I have found that telemedicine solutions that are not embedded offer more flexibility in the way you interact with your patients. For example, we have one large healthcare entity that has more than 24 different workflows based on what type of patients they are seeing or what departments, such as the ICU, Emergency Department, or Stroke Unit. These all operate slightly differently to accommodate the needs of the department and patient.

It's critical that the telemedicine vendor can create a workflow and different solutions to effectively interact with your patients. At the same time, your practice should emulate the same experience for your patient and your physician.

There is more telemedicine than that -- you should also consider integration to medical carts and devices. When you look at rural America you realize there is a need for specialists daily. Most of the facilities have an arrangement with different specialists who visit every 2-3 weeks and see these patients at the rural facility. Obviously, the problem with this is that not everybody can wait 2-3 weeks to see their specialist. With telemedicine, the specialist could literally see patients any day just like a scheduled appointment in the office. With the integration with medical devices and medical carts, almost everything that could happen in a doctor's presence can happen with telemedicine.

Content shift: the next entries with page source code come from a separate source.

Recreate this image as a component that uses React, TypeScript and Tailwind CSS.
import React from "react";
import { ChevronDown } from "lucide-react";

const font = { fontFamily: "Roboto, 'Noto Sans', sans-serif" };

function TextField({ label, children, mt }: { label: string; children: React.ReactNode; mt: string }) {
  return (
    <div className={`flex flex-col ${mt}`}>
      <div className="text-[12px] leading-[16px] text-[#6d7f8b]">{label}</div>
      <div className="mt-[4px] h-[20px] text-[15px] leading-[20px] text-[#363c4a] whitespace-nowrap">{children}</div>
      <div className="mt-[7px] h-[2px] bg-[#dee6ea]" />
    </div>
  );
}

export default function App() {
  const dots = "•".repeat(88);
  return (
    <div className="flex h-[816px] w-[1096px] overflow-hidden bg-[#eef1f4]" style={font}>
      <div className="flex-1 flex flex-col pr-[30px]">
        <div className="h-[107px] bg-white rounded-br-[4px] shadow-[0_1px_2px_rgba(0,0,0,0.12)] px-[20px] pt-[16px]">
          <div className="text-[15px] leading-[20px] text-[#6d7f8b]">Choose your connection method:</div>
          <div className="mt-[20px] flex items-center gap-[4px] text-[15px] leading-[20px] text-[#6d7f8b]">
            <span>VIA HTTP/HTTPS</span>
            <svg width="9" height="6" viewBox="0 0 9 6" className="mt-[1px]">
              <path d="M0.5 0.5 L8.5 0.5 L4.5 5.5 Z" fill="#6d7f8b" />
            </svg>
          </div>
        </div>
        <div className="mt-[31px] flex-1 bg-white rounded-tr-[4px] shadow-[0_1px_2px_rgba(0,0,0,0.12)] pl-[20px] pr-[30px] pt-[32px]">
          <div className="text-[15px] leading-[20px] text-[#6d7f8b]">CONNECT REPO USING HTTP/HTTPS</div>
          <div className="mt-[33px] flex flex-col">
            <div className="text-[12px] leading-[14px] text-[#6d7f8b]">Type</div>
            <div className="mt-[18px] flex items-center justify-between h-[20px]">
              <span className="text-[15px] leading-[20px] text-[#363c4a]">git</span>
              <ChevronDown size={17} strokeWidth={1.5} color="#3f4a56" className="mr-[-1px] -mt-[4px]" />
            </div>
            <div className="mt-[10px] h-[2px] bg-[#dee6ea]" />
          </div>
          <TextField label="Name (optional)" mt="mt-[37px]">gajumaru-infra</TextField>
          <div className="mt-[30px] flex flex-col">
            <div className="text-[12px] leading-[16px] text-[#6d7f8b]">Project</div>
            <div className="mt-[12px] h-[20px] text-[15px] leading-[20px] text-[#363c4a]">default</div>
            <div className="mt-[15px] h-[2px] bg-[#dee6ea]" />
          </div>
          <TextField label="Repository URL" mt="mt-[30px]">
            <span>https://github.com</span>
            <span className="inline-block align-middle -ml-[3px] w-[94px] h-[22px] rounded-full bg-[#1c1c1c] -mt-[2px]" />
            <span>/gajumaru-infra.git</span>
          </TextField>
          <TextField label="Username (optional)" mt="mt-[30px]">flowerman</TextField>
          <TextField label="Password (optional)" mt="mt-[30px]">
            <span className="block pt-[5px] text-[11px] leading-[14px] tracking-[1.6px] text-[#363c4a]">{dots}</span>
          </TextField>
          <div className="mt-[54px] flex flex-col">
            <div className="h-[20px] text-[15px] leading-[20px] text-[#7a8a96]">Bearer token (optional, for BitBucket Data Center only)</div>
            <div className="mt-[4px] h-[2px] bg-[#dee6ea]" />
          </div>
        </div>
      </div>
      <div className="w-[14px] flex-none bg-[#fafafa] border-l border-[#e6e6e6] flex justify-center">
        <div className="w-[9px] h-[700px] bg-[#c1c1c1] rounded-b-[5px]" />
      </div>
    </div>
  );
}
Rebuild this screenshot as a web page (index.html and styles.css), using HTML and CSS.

For example, a cardiologist would be to listen to a patient's heart, view their EKG, check blood pressure, etc. With the right telemedicine solution, this works the same way as if they traveled to the physician's office, while patients visit their local rural hospital instead. There, a nurse facilitates all the medical devices to be used for that patient. The same would hold true for dermatology, diabetes, obesity etc. Even pre and post-surgery appointments can be addressed by telemedicine.

So the next time you're considering whether you need an embedded telemedicine solution, think beyond your EMR and consider the workflow you're trying to achieve. Many times embedded telemedicine solutions limit the way you can use them. Embedding telemedicine is not the answer to everything.